Parallel to her work in higher education, Stankova has taught middle and high school students. She founded the Berkeley Math Circle, an after-school math enrichment program, and co-founded the Bay Area Mathematical Olympiad, both in 1998. From 1998 to 2004, she coached the US International Mathematical Olympiad team. In 2016, she founded Math Taught the Right Way, a Berkeley-based program that adapts Bulgarian middle- and high-school mathematics curricula for American students. Since 2014, she has been president of the United Math Circles Foundation, the nonprofit umbrella organization of the Berkeley Math Circle. She has also served on the advisory board of the Proof School in San Francisco.

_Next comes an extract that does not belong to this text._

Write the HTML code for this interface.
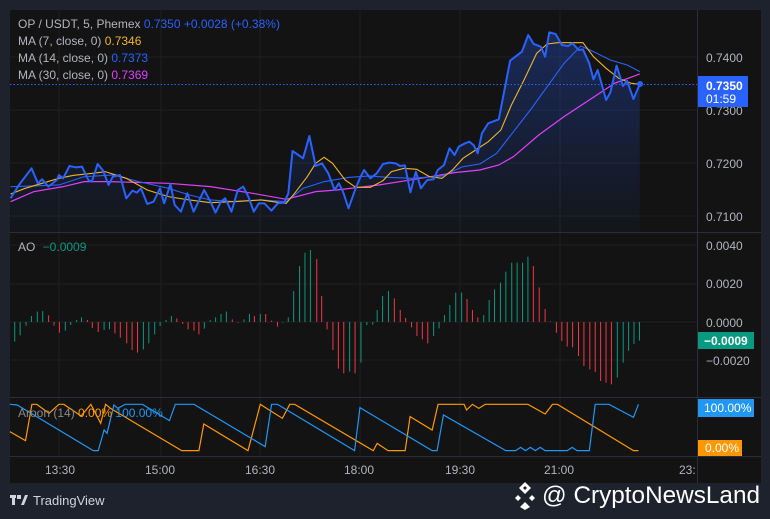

Since June 2026, Stankova has been a prominent advocate for reforms in undergraduate admissions. She co-authored an open letter, signed by thousands of UC faculty members, urging the university to reinstate an admissions testing policy it had rescinded in 2020. She has represented the letter's stance in news media and before the UC Board of Regents. She drew criticism in August 2026 following reports she had used generative AI to edit her public statements. She subsequently discussed AI, including its utility and danger for higher education, during a live interview with Greta van Susteren.

==Contributions==
In the theory of permutation patterns, Stankova is known for proving that the permutations with the forbidden pattern 1342 are equinumerous with the permutations with forbidden pattern 2413, an important step in the enumeration of permutations avoiding a pattern of length 4.

The Berkeley Math Circle, which Stankova founded, was only the second math circle in the US (after one in Boston); following its success, over 100 other circles have been created, and Stankova has assisted in the formation of many of them.

Since 2013, Stankova has been featured in several videos on the mathematics-themed YouTube channel "Numberphile".

==Publications==
With Tom Rike, she is co-editor of two books about her work with the Berkeley Math Circle, A Decade of the Berkeley Math Circle: The American Experience (Vol. I, 2008, Vol. II, 2014).

==Awards and honors==
Stankova received the Alice T. Schafer Prize in 1992, while an undergraduate. Awarded by the Association for Women in Mathematics, the prize recognized her research in combinatorics and her American Mathematical Society paper on forbidden sequences, work her advisor called "strikingly original."

For her teaching, Stankova received the Mathematical Association of America's award for early-career teaching, the Henry L. Alder Award, in 2004. Among that award's first two recipients, she was credited with "doubling the number of mathematics majors at Mills College."

She then received, in 2011, the Mathematical Association of America's most competitive award for teaching: the Deborah and Franklin Tepper Haimo Award.
The award recognized "her teaching ability, her enthusiasm for mathematics, and her capacity to dramatically change [students'] attitudes toward mathematics and their perceptions of their own mathematical abilities."

Citing student reviews, Princeton Review included Stankova in its 2012 guide, "The Best 300 Professors." Berkeley students selected Stankova, during her first full year teaching there, to receive the Mathematics Undergraduate Student Association's Distinguished Teaching & Service Award in 2017.

From 2009 to 2012 she was the Frederick A. Rice Professor of Mathematics at Mills College.